Use the Canvas Strategy to accelerate others and compound credibility

Medium - Requires some preparation Recommended

A new analyst joined a messy, fast‑moving team. Job descriptions were vague, and credit flowed to whoever shouted loudest. She tried a different play. First, she mapped her manager’s must‑win goals: reduce churn and speed up insights. Then she looked for unowned work that slowed everyone down. The customer data was a tangle of duplicate fields, so she spent a quiet Friday cleaning, labeling, and documenting a single trusted table.

On Monday, she sent a short note: “Here’s a cleaned dataset with a FAQ. I also drafted a 5‑slide deck in your voice for the ops review.” Her manager used it that afternoon and got quick alignment from leadership. In the meeting, the analyst didn’t push for a shout‑out. She let the results speak and made the manager look crisp and effective.

Within two cycles, people started asking, “Can you help me like you helped ops?” She picked one more leverage point each month: a dashboard no one maintained, a workflow no one owned. She passed credit forward and kept private receipts. When review time came, her manager had a stack of wins to point to and a simple story: “When she’s around, hard things move.”

There’s behavioral science under the hood. Reciprocity norms kick in when you make someone else’s job easier without grabbing spotlight. Repetition builds a reputation signal stronger than self‑promotion. Doing unowned, high‑leverage tasks increases perceived competence and trust.
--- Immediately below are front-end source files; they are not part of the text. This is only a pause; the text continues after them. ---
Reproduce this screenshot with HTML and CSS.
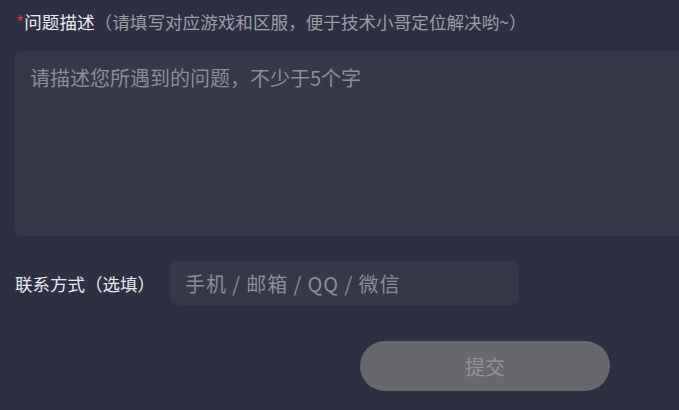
FILE: index.html
```html
<!DOCTYPE html>
<html lang="zh-CN">
<head>
<meta charset="utf-8">
<title>问题反馈</title>
<link rel="stylesheet" href="styles.css">
</head>
<body>
<div class="page">
  <div class="field-label"><span class="req">*</span>问题描述<span class="hint">（请填写对应游戏和区服，便于技术小哥定位解决哟~）</span></div>
  <textarea class="desc" placeholder="请描述您所遇到的问题，不少于5个字"></textarea>
  <div class="contact-row">
    <div class="contact-label">联系方式（选填）</div>
    <input class="contact-input" type="text" placeholder="手机 / 邮箱 / QQ / 微信">
  </div>
  <div class="actions">
    <button class="submit" type="button">提交</button>
  </div>
</div>
</body>
</html>
```
FILE: styles.css
```css
html, body {
  margin: 0;
  padding: 0;
  background: #2d2f43;
  overflow: hidden;
  width: 679px;
  height: 410px;
}
.page {
  padding: 12px 0 0 15px;
  font-family: "Noto Sans CJK SC", "Noto Sans", sans-serif;
  color: #e8e8ec;
}
.field-label {
  font-size: 17.6px;
  line-height: 20px;
  color: #e9e9ee;
  white-space: nowrap;
}
.req {
  color: #e8343a;
  margin-left: 1px;
}
.hint {
  color: #9c9da6;
}
.desc {
  display: block;
  box-sizing: border-box;
  margin-top: 19px;
  width: 664px;
  height: 185px;
  border: none;
  outline: none;
  resize: none;
  background: #363849;
  border-radius: 6px 0 0 6px;
  padding: 12px 15px;
  font-family: inherit;
  font-size: 20px;
  line-height: 30px;
  color: #e8e8ec;
}
.desc::placeholder,
.contact-input::placeholder {
  color: #8b8d96;
  opacity: 1;
}
.contact-row {
  display: flex;
  align-items: center;
  margin-top: 25px;
  height: 44px;
}
.contact-label {
  width: 155px;
  font-size: 17.5px;
  color: #e9e9ee;
  white-space: nowrap;
}
.contact-input {
  box-sizing: border-box;
  width: 349px;
  height: 44px;
  border: none;
  outline: none;
  background: #363849;
  border-radius: 8px;
  padding: 0 15px;
  font-family: inherit;
  font-size: 20px;
  letter-spacing: 0.9px;
  color: #e8e8ec;
}
.actions {
  display: flex;
  padding-left: 345px;
  margin-top: 36px;
}
.submit {
  width: 250px;
  height: 50px;
  border: none;
  border-radius: 25px;
  background: #67686c;
  color: #929397;
  font-family: inherit;
  font-size: 20px;
  padding: 0;
}
```
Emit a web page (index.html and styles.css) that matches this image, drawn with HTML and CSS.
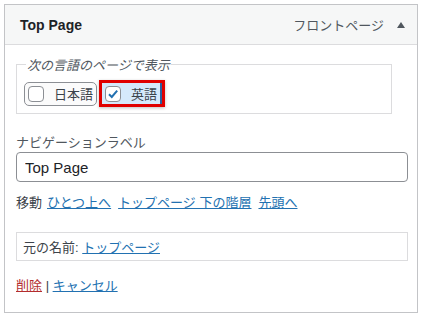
FILE: index.html
```html
<html>
    <head>
        <title>Menu item</title>
        <meta charset="utf-8">
        <link rel="stylesheet" href="styles.css">
    </head>
    <body>
        <div class="panel">
            <div class="panel-head">
                <span class="item-title">Top Page</span>
                <span class="item-type">フロントページ</span>
                <span class="toggle"></span>
            </div>
            <div class="panel-body">
                <fieldset class="langs">
                    <legend>次の言語のページで表示</legend>
                    <div class="lang-row">
                        <label class="lang">
                            <span class="box"></span>
                            <span>日本語</span>
                        </label>
                        <label class="lang active">
                            <span class="box checked">
                                <svg width="12" height="12" viewBox="0 0 12 12"><path d="M2 6.2 L4.8 9 L10.2 2.6" fill="none" stroke="#2271b1" stroke-width="2"/></svg>
                            </span>
                            <span>英語</span>
                        </label>
                    </div>
                </fieldset>

                <div class="field-label">ナビゲーションラベル</div>
                <input class="text-input" type="text" value="Top Page">

                <div class="move-row">
                    <span>移動</span>
                    <a href="#">ひとつ上へ</a>
                    <a href="#">トップページ 下の階層</a>
                    <a href="#">先頭へ</a>
                </div>

                <div class="original">元の名前: <a href="#">トップページ</a></div>

                <div class="actions">
                    <a class="delete" href="#">削除</a> | <a href="#">キャンセル</a>
                </div>
            </div>
        </div>
    </body>
</html>
```

FILE: styles.css
```css
html,
body {
    margin: 0;
    background-color: white;
}
body {
    padding: 4px;
    font-family: "Liberation Sans", "Noto Sans CJK JP", sans-serif;
    font-size: 13px;
    color: #3c434a;
}
a {
    color: #2271b1;
}
.panel {
    width: 412px;
    height: 307px;
    border: 1px solid #c3c4c7;
}
.panel-head {
    display: flex;
    align-items: center;
    height: 39px;
    padding: 0 12px 0 15px;
    background-color: #f6f7f7;
    border-bottom: 1px solid #dcdcde;
}
.item-title {
    flex: 1;
    font-size: 14px;
    font-weight: bold;
    color: #1d2327;
}
.item-type {
    color: #50575e;
    font-size: 13px;
}
.toggle {
    margin-left: 13px;
    width: 0;
    height: 0;
    border-left: 4px solid transparent;
    border-right: 4px solid transparent;
    border-bottom: 6px solid #50575e;
}
.panel-body {
    padding: 10px 9px 0 11px;
}
.langs {
    width: 357px;
    margin: 0;
    padding: 6px 10px 6px 7px;
    border: 1px solid #dcdcde;
}
legend {
    padding: 0 1px;
    margin-left: 2px;
    font-style: italic;
    color: #50575e;
}
.lang-row {
    display: flex;
    gap: 2px;
    align-items: center;
}
.lang {
    display: flex;
    align-items: center;
    gap: 10px;
    height: 22px;
    padding: 0 3px 0 3px;
    border: 1px solid #8c8f94;
    border-radius: 5px;
    background-color: #fbfbfb;
    color: #3c434a;
}
.lang.active {
    height: 21px;
    padding: 0 5px 0 3px;
    border: 3px solid #e00000;
    border-radius: 0;
    background-color: #d5e9fb;
    box-shadow: inset -2px 0 0 #2a5f9e, 0 1px 3px rgba(0, 0, 0, 0.25);
}
.box {
    display: flex;
    align-items: center;
    justify-content: center;
    width: 14px;
    height: 14px;
    border: 1px solid #8c8f94;
    border-radius: 4px;
    background-color: white;
}
.field-label {
    margin-top: 18px;
    color: #50575e;
}
.text-input {
    display: block;
    box-sizing: border-box;
    width: 392px;
    height: 30px;
    margin-top: 1px;
    padding: 0 8px;
    border: 1px solid #8c8f94;
    border-radius: 4px;
    font-family: "Liberation Sans", "Noto Sans CJK JP", sans-serif;
    font-size: 15px;
    color: #1d2327;
}
.move-row {
    display: flex;
    gap: 7px;
    margin-top: 10px;
}
.move-row span {
    margin-right: -2px;
}
.original {
    box-sizing: border-box;
    width: 392px;
    height: 29px;
    margin-top: 21px;
    padding: 4px 6px;
    border: 1px solid #dcdcde;
}
.actions {
    margin-top: 14px;
}
.delete {
    color: #b32d2e;
}
```
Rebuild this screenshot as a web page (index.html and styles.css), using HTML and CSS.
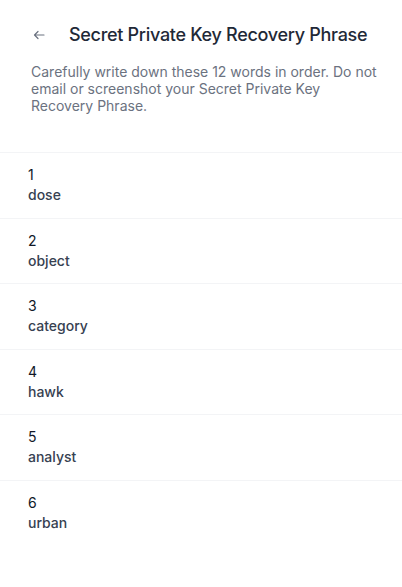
FILE: index.html
```html
<!DOCTYPE html>
<html>
<head>
<meta charset="utf-8">
<link rel="stylesheet" href="styles.css">
</head>
<body>
<div class="page">
  <header class="header">
    <button class="back" aria-label="Back">
      <svg width="12" height="10" viewBox="0 0 12 10" fill="none" stroke="currentColor" stroke-width="1.2" stroke-linecap="round" stroke-linejoin="round"><path d="M11 5H1.5M5 1.5L1.5 5L5 8.5"/></svg>
    </button>
    <h1 class="title">Secret Private Key Recovery Phrase</h1>
  </header>
  <p class="desc">Carefully write down these 12 words in order. Do not email or screenshot your Secret Private Key Recovery Phrase.</p>
  <ul class="words">
    <li class="row"><span class="num">1</span><span class="word">dose</span></li>
    <li class="row"><span class="num">2</span><span class="word">object</span></li>
    <li class="row"><span class="num">3</span><span class="word">category</span></li>
    <li class="row"><span class="num">4</span><span class="word">hawk</span></li>
    <li class="row"><span class="num">5</span><span class="word">analyst</span></li>
    <li class="row"><span class="num">6</span><span class="word">urban</span></li>
  </ul>
</div>
</body>
</html>
```
FILE: styles.css
```css
* { box-sizing: border-box; }
html, body { margin: 0; padding: 0; background: #ffffff; }
body { font-family: Inter, "Noto Sans", sans-serif; -webkit-font-smoothing: antialiased; }
.page { width: 402px; }
.header {
  display: flex;
  align-items: center;
  padding: 21px 16px 0 33px;
  height: 49px;
}
.back {
  border: 0; background: none; padding: 0; margin: 0;
  width: 13px; height: 12px;
  color: #6b7280;
  display: flex; align-items: center;
}
.title {
  margin: 0 0 0 23px;
  font-size: 18px;
  line-height: 28px;
  font-weight: 500;
  letter-spacing: -0.3px;
  color: #1f2937;
}
.desc {
  margin: 14px 0 0;
  padding: 0 24px 0 31px;
  font-size: 14px;
  line-height: 17px;
  color: #6b7280;
}
.words {
  list-style: none;
  margin: 38px 0 0;
  padding: 0;
}
.row {
  display: flex;
  flex-direction: column;
  height: 65.5px;
  padding: 12px 28px 0;
  border-top: 1px solid #f3f4f6;
}
.num {
  font-size: 14px;
  line-height: 20px;
  color: #111827;
}
.word {
  font-size: 14px;
  line-height: 20px;
  font-weight: 500;
  color: #374151;
}
```
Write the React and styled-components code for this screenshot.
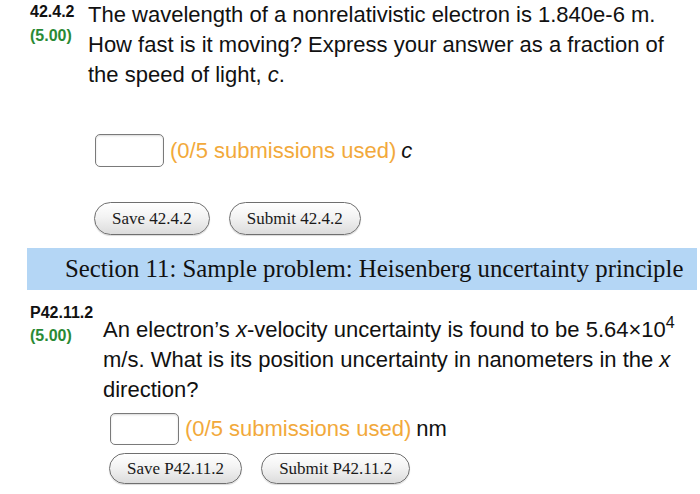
import styled, { createGlobalStyle } from 'styled-components';

const Global = createGlobalStyle`
  body {
    margin: 0;
    background: #fff;
    font-family: "Liberation Sans", Arial, sans-serif;
  }
`

const Page = styled.div`
  width: 700px;
  height: 494px;
  overflow: hidden;
  display: flex;
  flex-direction: column;
`

const Problem = styled.div`
  display: flex;
  padding-left: 30px;
  margin-top: ${p => p.top}px;
`

const Labels = styled.div`
  width: ${p => p.w}px;
  flex-shrink: 0;
  font-weight: bold;
  font-size: 16px;
  line-height: ${p => p.lh}px;
  color: #111;
  margin-top: ${p => p.shift}px;
`

const Points = styled.div`
  color: #2a8a35;
`

const Body = styled.div`
  padding-top: ${p => p.pad}px;
`

const Text = styled.div`
  font-size: 22px;
  line-height: 30px;
  color: #111;
  white-space: nowrap;
`

const Sup = styled.sup`
  font-size: 16px;
  line-height: 0;
  vertical-align: 9px;
`

const AnswerRow = styled.div`
  display: flex;
  align-items: center;
  gap: 6px;
  margin-left: 7px;
  margin-top: ${p => p.top}px;
  font-size: 22px;
`

const Box = styled.div`
  width: 67px;
  height: ${p => p.h}px;
  border: 1px solid #7a7a7a;
  border-radius: 5px;
  background: #fff;
  box-shadow: inset 0 1px 2px rgba(0,0,0,0.15);
`

const Used = styled.span`
  color: #f2a93b;
`

const Unit = styled.span`
  color: #111;
  margin-left: 5px;
  font-style: ${p => (p.italic ? 'italic' : 'normal')};
`

const Buttons = styled.div`
  display: flex;
  gap: 19px;
  margin-left: 6px;
  margin-top: ${p => p.top}px;
`

const Button = styled.div`
  height: ${p => p.h}px;
  padding: 0 17px;
  display: flex;
  align-items: center;
  border: 1px solid #6f6f6f;
  border-radius: 17px;
  background: linear-gradient(#ffffff, #f3f3f3 45%, #dcdcdc);
  font-family: "Liberation Serif", "Times New Roman", serif;
  font-size: 17px;
  color: #1a1a1a;
  box-shadow: 0 1px 1px rgba(0,0,0,0.15);
`

const SectionBar = styled.div`
  margin: 13px 3px 0 27px;
  height: 42px;
  display: flex;
  align-items: center;
  padding-left: 38px;
  background: #b4d6f5;
  font-family: "Liberation Serif", "Times New Roman", serif;
  font-size: 24.8px;
  color: #111;
  white-space: nowrap;
`

const App = () => {
  return (
    <Page>
      <Global />
      <Problem top={0}>
        <Labels w={58} shift={0} lh={24}>
          <div>42.4.2</div>
          <Points>(5.00)</Points>
        </Labels>
        <Body pad={0}>
          <Text>
            The wavelength of a nonrelativistic electron is 1.840e-6 m.<br />
            How fast is it moving? Express your answer as a fraction of<br />
            the speed of light, <i>c</i>.
          </Text>
          <AnswerRow top={44}>
            <Box h={31} />
            <span>
              <Used>(0/5 submissions used)</Used>
              <Unit italic>c</Unit>
            </span>
          </AnswerRow>
          <Buttons top={35}>
            <Button h={31}>Save 42.4.2</Button>
            <Button h={31}>Submit 42.4.2</Button>
          </Buttons>
        </Body>
      </Problem>

      <SectionBar>Section 11: Sample problem: Heisenberg uncertainty principle</SectionBar>

      <Problem top={14}>
        <Labels w={73} shift={-3} lh={23}>
          <div>P42.11.2</div>
          <Points>(5.00)</Points>
        </Labels>
        <Body pad={11}>
          <Text>
            An electron’s <i>x</i>-velocity uncertainty is found to be 5.64×10<Sup>4</Sup><br />
            m/s. What is its position uncertainty in nanometers in the <i>x</i><br />
            direction?
          </Text>
          <AnswerRow top={8}>
            <Box h={30} />
            <span>
              <Used>(0/5 submissions used)</Used>
              <Unit>nm</Unit>
            </span>
          </AnswerRow>
          <Buttons top={8}>
            <Button h={29}>Save P42.11.2</Button>
            <Button h={29}>Submit P42.11.2</Button>
          </Buttons>
        </Body>
      </Problem>
    </Page>
  );
}

export default App;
The compounding result is influence you don’t need to demand, because people feel it.

Choose one stakeholder and write down what they must deliver this quarter. Quietly fix one neglected task that unblocks their work, then hand it to them ready to use and make them the hero in the room. Keep a private log of paths you cleared and results achieved, and each month pick a new leverage point. Run this play for 90 days and notice how requests and trust change. Start with one fix this week.

What You'll Achieve

Internally, shift from credit‑seeking to contribution, reducing ego friction. Externally, build a visible pattern of making hard things move, increasing trust, opportunities, and responsibility.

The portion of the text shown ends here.